The Whisky Word

The Whisky Word
19 Feb 2013

Balvenie on the Rocks?

Dufftown, Scotland
Jan 17, 2012
“Let’s just add some water, then.” You could see his breath as he spoke. David Stewart and I stood, nose over bunghole, selecting casks for a vatting of the 14yo Caribbean Cask. I was periodically shivering although I was wearing two wool jumpers, thermals, a scarf, and my oft-ridiculed Hebridean tweed cap. David seemed comfortable in his blue suit and button down shirt open at the collar. So I got to thinking, “I am freezing right now, but at what temperature will whisky freeze?”

Winnipeg, Canada
Jan 19, 2012
“Can we come inside?” Beth-Anne pleaded. The clock on Ryan’s truck said 3:03pm and the external temperature gauge read -33 (-46C with the wind chill, if you must know). We had been in and out of it since 9am and just needed a chance to defrost. “Yeah, c’mon in for a couple of minutes,” said Ryan, at which point Miles wondered, “Should we bring in the whisky in case it freezes*?”

Feb 19, 2012
It has been three days on-board this whisky cruise, and, looking out the window, the sea is ice-covered. We aren’t moving. As far as I can tell, we are stuck.
The bar conversation turns to this topic with typical late-night logic. “Screw it, we can skate back” says one guy. “It could be worse,” begins another. “At least we have whisky to last us until summer.” Laughs and groans are heard. “Or just grab all the whisky from downstairs, pour it over the side and light it up. Boom! Ice melted.
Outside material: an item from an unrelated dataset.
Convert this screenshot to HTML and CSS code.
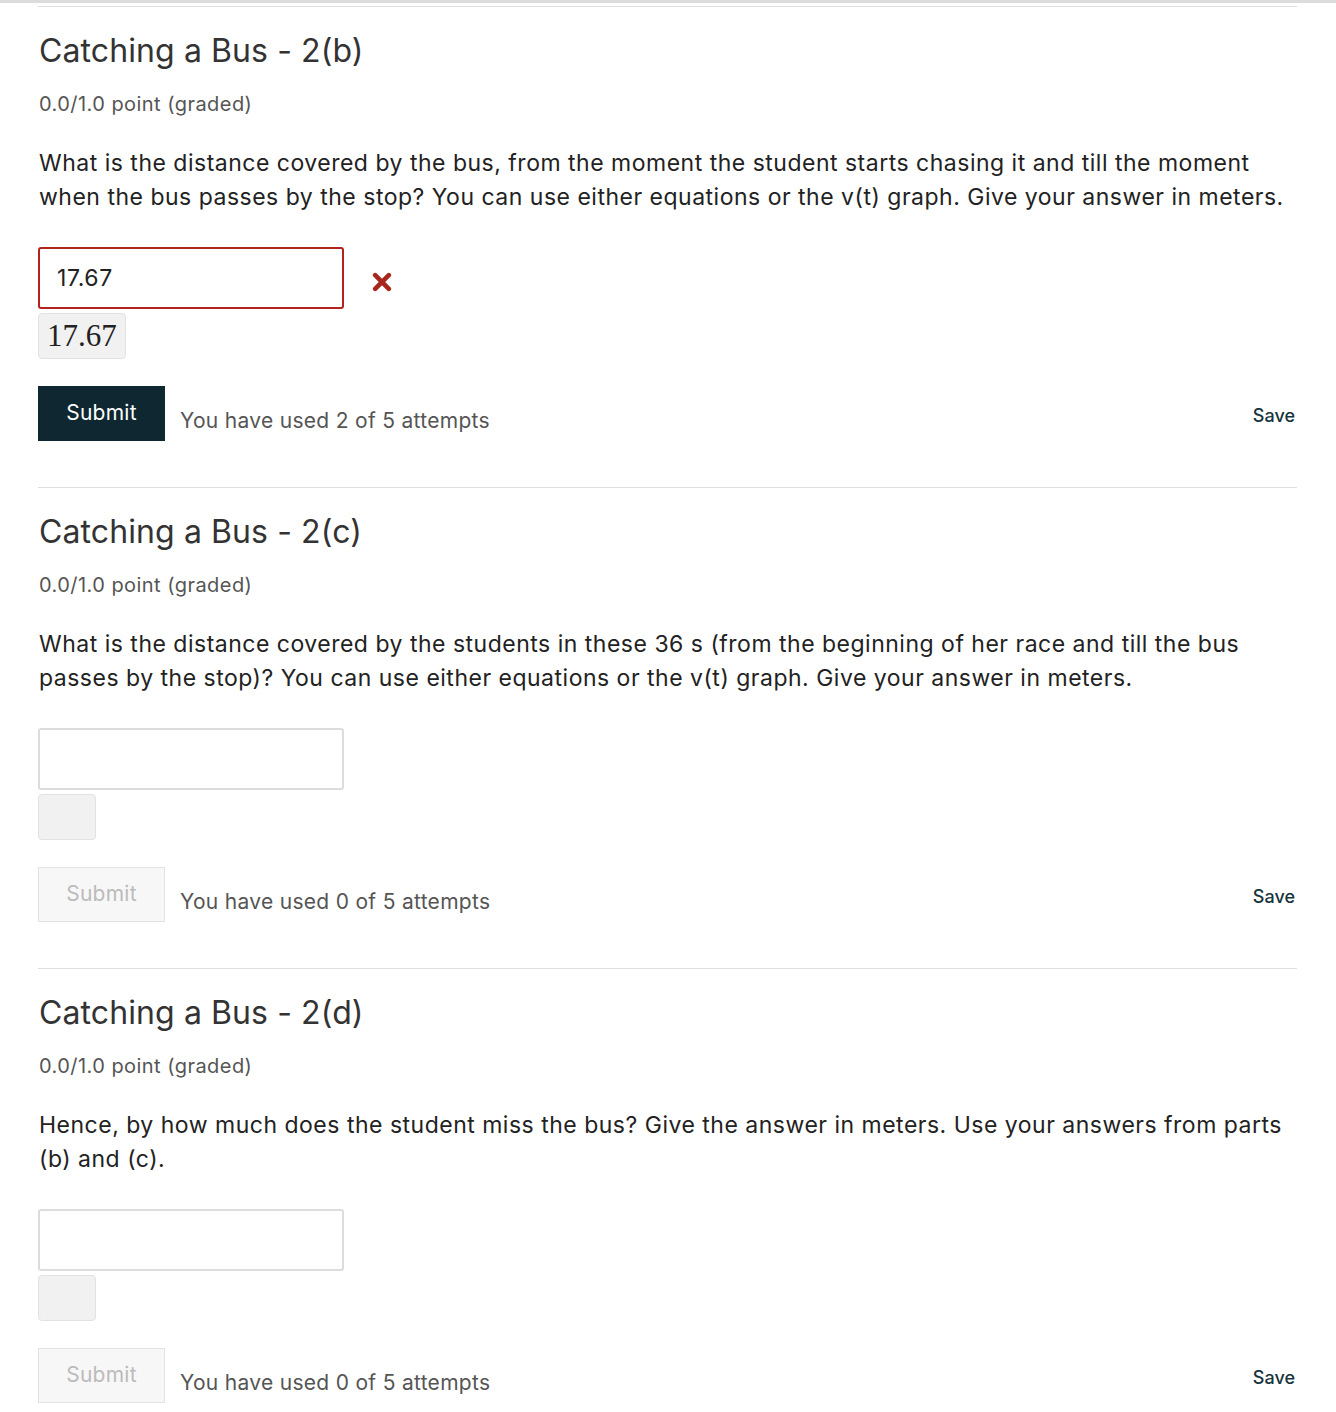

Whisky on the Rocks, Saves Lives!”

June 23, 2012
This morning I was sweating just thirty seconds out of the shower. Ew. Now I am a sticky and glazed Ambassador. It is hot, humid, and no weather for this wool suit. What was I thinking?
“Can you do me a Balvenie mizuwari?” I asked. The bartender politely and promptly nodded. “Excellent. 15 year old Single Barrel, ice, and water to the top, please.”

Drink your whisky however you like and don’t let people tell you otherwise. Neat, ice, water, milk, ginger ale, whatever. Tasting? Give it a bit of respect and nose it neat or with water. But drinking for pleasure should be pleasurable, whatever that means for you.

*- Water freezes at 0°C (32°F) and the freezing point of ethanol alcohol is -114°C (-173.2°F). Alcoholic beverages are a mixture of both alcohol and water (with sugars and other additives in some distilled spirits) so the freezing point of all alcoholic beverages is somewhere in between. The exact freezing point of vodka, gin, tequila, rum, whisky and the myriad of liqueurs is dependent on its proof, or alcohol per volume. The lower the proof, the warmer the freezing point: the higher the proof, the colder the freezing point.